▶ [Description of the task]
Your task is to gather the lines below that hold the string "screenshot".

[Rows from a dataset of pages and code]
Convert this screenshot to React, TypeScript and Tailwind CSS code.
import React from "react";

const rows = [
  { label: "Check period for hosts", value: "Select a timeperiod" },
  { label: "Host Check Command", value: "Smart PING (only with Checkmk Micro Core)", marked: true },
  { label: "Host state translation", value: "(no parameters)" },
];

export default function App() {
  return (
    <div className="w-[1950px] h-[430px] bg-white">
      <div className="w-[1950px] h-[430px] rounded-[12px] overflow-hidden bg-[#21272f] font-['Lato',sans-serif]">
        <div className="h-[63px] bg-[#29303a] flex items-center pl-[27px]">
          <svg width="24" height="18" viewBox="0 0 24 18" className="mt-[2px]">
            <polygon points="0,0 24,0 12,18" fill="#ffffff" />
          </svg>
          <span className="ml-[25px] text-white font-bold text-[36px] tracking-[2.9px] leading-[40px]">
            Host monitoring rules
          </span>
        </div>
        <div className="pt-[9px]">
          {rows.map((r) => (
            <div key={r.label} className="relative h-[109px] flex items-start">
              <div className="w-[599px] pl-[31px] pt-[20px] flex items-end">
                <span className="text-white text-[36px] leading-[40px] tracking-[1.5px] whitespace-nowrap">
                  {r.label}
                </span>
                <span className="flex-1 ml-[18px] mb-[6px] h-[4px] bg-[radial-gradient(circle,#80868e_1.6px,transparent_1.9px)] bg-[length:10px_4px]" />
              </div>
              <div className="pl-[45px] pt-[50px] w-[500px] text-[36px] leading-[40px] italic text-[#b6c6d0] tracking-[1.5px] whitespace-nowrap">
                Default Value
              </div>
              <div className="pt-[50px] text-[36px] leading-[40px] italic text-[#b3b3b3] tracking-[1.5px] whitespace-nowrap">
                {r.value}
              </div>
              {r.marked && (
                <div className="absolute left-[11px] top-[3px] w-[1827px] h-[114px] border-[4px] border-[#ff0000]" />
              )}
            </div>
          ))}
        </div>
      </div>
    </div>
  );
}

---

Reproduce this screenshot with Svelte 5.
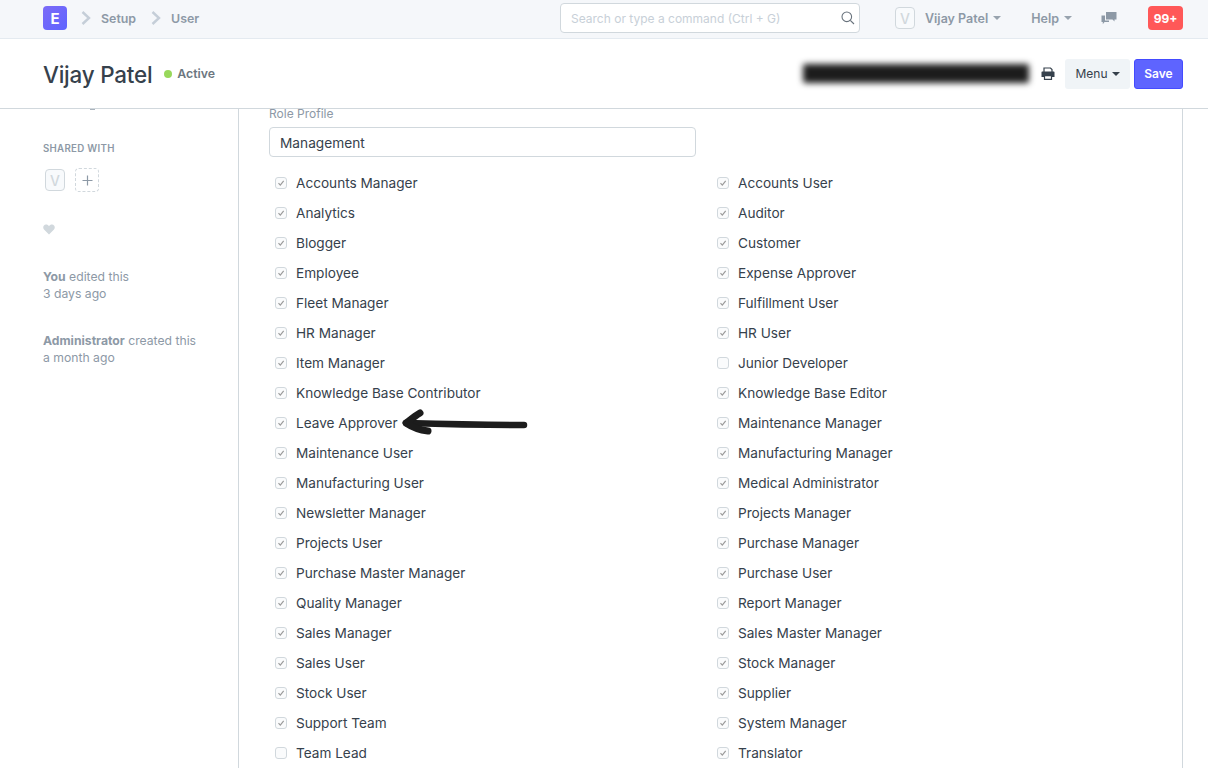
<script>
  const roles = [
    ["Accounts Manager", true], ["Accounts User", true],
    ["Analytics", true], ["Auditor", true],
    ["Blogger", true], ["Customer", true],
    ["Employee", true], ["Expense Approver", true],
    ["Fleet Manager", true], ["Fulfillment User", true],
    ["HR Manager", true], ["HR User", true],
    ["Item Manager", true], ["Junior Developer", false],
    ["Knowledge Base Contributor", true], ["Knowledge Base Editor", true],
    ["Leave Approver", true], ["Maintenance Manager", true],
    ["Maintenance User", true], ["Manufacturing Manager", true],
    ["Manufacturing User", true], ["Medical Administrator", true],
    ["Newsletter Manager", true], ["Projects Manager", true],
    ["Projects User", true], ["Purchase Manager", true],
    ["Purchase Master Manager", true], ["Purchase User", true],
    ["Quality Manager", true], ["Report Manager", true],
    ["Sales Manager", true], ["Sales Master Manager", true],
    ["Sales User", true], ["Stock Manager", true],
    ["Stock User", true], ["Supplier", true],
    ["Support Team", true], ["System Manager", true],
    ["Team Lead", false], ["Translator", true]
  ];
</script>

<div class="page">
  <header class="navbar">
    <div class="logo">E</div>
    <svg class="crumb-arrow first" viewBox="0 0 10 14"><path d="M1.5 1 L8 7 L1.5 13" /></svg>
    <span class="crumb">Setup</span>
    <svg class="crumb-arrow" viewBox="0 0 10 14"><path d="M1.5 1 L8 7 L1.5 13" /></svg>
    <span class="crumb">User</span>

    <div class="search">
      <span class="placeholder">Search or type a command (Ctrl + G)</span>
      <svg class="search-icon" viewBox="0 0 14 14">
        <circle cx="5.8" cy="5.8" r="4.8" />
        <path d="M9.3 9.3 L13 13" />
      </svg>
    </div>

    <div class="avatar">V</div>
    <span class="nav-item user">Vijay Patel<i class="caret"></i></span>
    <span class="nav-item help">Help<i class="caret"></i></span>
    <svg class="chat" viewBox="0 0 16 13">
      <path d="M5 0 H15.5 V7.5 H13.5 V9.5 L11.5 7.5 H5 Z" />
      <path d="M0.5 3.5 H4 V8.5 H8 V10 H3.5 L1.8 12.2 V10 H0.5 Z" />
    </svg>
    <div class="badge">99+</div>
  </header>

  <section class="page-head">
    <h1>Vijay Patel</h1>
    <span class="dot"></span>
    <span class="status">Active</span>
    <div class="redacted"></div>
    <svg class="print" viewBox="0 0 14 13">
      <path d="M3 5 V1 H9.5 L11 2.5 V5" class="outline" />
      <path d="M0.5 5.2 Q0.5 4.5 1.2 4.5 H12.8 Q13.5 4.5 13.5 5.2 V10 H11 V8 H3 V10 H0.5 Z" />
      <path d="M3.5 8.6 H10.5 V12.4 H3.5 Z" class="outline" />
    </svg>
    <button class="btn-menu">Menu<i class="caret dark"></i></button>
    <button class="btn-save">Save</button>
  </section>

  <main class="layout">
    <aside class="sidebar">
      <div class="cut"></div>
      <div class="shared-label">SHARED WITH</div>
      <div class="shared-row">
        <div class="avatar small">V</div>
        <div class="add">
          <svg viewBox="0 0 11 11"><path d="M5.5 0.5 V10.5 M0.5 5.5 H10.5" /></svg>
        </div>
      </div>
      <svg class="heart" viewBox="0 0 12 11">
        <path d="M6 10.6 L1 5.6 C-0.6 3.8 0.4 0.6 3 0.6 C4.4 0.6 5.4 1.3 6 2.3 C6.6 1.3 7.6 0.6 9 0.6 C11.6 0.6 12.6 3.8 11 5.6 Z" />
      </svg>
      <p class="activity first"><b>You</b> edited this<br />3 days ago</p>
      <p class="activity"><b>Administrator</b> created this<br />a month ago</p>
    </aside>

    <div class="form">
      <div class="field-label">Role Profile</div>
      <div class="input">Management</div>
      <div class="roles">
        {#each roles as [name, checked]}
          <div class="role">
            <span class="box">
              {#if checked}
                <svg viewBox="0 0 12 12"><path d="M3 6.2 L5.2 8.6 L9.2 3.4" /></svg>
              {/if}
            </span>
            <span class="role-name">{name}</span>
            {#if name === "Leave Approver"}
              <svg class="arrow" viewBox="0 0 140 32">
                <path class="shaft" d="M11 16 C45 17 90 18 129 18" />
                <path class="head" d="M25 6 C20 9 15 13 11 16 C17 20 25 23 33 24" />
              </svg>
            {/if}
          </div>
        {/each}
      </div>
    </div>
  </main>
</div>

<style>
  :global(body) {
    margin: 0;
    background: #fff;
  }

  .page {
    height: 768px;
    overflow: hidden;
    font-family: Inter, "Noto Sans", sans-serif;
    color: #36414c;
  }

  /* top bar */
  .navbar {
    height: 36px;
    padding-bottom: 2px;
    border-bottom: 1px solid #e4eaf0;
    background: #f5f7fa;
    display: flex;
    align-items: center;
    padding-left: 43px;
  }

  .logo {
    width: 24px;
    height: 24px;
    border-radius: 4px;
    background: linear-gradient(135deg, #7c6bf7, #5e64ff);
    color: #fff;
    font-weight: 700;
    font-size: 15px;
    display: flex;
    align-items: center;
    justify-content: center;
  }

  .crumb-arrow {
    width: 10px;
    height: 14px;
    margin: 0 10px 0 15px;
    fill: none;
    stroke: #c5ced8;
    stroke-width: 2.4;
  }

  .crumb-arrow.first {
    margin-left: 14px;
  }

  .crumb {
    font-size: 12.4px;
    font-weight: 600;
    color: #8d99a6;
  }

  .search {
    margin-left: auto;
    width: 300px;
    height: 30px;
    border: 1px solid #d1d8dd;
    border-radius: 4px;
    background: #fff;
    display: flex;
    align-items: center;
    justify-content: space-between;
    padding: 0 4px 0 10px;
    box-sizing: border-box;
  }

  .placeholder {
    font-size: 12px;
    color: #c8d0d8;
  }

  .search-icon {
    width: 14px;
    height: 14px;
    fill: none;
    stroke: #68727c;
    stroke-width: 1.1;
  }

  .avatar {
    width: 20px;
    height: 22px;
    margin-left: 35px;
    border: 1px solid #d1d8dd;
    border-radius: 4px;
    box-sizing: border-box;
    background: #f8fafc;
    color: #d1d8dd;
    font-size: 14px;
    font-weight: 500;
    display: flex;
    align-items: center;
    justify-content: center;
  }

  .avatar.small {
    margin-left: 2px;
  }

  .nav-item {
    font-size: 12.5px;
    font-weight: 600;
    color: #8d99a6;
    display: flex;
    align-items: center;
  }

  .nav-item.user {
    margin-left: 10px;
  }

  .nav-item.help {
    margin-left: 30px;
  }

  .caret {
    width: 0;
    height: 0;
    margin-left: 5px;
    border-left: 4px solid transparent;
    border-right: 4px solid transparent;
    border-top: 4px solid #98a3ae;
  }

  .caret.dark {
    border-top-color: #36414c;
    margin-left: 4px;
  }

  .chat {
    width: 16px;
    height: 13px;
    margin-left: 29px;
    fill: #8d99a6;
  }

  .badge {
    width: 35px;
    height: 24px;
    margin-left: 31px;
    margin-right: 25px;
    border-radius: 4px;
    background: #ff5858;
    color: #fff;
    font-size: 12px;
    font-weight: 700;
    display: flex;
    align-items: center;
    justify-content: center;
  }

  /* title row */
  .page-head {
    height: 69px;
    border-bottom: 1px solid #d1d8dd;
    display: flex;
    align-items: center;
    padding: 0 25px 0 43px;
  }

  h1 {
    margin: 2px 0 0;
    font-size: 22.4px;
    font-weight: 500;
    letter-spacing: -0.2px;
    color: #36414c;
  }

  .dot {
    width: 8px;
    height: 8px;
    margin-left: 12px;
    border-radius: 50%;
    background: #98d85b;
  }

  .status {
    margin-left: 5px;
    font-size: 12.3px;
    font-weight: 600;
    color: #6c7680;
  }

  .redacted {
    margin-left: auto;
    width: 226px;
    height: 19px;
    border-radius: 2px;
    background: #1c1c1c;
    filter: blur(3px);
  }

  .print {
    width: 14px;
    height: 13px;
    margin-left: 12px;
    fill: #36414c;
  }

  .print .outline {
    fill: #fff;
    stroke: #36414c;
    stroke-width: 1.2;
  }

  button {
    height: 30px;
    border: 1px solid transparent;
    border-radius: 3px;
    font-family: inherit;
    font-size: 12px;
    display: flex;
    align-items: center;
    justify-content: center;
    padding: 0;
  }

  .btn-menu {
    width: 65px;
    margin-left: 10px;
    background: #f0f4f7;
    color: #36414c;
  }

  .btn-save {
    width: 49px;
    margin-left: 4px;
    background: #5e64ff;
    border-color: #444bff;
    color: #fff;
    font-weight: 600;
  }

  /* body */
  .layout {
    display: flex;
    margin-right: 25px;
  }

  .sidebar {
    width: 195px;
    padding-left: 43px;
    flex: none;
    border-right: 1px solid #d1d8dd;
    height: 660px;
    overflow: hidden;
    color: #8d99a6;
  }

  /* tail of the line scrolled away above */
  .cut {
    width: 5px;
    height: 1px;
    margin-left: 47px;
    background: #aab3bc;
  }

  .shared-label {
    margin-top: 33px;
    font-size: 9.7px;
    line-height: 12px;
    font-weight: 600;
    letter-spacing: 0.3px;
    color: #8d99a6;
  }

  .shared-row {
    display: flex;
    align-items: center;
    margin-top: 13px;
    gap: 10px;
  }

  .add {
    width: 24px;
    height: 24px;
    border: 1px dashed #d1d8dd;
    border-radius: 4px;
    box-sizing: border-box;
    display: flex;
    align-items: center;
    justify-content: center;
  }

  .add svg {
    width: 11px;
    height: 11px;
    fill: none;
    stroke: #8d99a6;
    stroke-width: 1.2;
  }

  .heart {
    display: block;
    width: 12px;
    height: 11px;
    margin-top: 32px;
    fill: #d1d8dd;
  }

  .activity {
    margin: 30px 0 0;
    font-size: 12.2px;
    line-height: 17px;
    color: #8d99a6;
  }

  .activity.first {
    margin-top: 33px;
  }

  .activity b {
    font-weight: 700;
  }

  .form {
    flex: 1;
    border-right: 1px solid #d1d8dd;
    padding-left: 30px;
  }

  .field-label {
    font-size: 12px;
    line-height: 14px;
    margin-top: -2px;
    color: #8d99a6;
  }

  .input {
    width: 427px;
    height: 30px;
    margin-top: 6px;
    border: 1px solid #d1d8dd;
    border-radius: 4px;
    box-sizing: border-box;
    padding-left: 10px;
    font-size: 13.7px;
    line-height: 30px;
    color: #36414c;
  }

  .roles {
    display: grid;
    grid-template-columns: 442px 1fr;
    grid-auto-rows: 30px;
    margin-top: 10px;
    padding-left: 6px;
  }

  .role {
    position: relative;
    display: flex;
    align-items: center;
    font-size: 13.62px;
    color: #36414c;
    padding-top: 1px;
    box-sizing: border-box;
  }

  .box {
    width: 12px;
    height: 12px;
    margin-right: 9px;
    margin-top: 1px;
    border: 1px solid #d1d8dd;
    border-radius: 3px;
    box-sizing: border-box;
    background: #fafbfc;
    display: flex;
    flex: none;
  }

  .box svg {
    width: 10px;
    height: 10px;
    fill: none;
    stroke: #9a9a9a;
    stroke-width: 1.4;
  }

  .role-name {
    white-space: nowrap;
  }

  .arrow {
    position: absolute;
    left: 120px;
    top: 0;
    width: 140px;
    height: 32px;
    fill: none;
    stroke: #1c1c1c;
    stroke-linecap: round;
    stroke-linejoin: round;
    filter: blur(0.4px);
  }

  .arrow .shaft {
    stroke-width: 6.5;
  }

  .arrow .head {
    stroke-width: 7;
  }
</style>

* * *

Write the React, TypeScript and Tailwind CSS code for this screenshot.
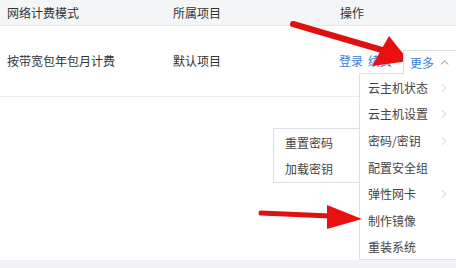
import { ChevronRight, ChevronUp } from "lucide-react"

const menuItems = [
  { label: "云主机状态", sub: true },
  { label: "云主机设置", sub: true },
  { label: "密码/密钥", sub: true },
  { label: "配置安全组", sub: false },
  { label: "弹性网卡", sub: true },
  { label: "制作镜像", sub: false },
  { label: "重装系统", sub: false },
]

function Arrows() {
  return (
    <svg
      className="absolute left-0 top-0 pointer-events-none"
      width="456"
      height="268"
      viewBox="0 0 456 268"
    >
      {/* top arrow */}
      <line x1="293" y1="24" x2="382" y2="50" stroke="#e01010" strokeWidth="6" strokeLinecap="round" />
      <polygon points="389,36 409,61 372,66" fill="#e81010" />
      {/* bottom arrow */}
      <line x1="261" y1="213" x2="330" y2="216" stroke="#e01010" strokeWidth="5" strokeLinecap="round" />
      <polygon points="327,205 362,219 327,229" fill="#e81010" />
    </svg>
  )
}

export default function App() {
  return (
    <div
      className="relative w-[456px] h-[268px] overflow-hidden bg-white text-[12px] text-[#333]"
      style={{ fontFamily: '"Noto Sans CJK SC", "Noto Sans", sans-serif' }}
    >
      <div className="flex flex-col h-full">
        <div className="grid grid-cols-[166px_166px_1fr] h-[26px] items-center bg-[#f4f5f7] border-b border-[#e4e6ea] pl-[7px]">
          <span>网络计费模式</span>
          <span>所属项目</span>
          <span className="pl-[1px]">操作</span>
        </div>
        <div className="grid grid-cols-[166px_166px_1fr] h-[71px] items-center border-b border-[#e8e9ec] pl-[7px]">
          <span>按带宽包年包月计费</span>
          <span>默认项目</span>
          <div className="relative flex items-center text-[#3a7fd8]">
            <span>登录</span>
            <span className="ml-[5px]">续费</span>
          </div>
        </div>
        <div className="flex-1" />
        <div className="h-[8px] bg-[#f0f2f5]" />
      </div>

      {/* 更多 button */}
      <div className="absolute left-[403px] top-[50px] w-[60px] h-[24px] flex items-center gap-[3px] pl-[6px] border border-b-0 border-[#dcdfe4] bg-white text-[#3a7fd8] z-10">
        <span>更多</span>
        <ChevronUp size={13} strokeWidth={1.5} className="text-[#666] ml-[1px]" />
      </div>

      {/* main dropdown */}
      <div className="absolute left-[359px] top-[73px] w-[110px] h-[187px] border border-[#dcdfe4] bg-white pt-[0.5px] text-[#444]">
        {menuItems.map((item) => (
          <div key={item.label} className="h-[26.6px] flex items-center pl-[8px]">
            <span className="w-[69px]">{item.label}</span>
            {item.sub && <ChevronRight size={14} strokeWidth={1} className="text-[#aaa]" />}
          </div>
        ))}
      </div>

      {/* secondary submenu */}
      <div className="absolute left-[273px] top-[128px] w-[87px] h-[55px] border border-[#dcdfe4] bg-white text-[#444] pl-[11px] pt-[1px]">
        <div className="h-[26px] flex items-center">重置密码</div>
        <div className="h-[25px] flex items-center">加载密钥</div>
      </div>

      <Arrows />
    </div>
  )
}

▶ [Output for this exercise]
Convert this screenshot to React, TypeScript and Tailwind CSS code.
Reproduce this screenshot with Svelte 5.
Write the React, TypeScript and Tailwind CSS code for this screenshot.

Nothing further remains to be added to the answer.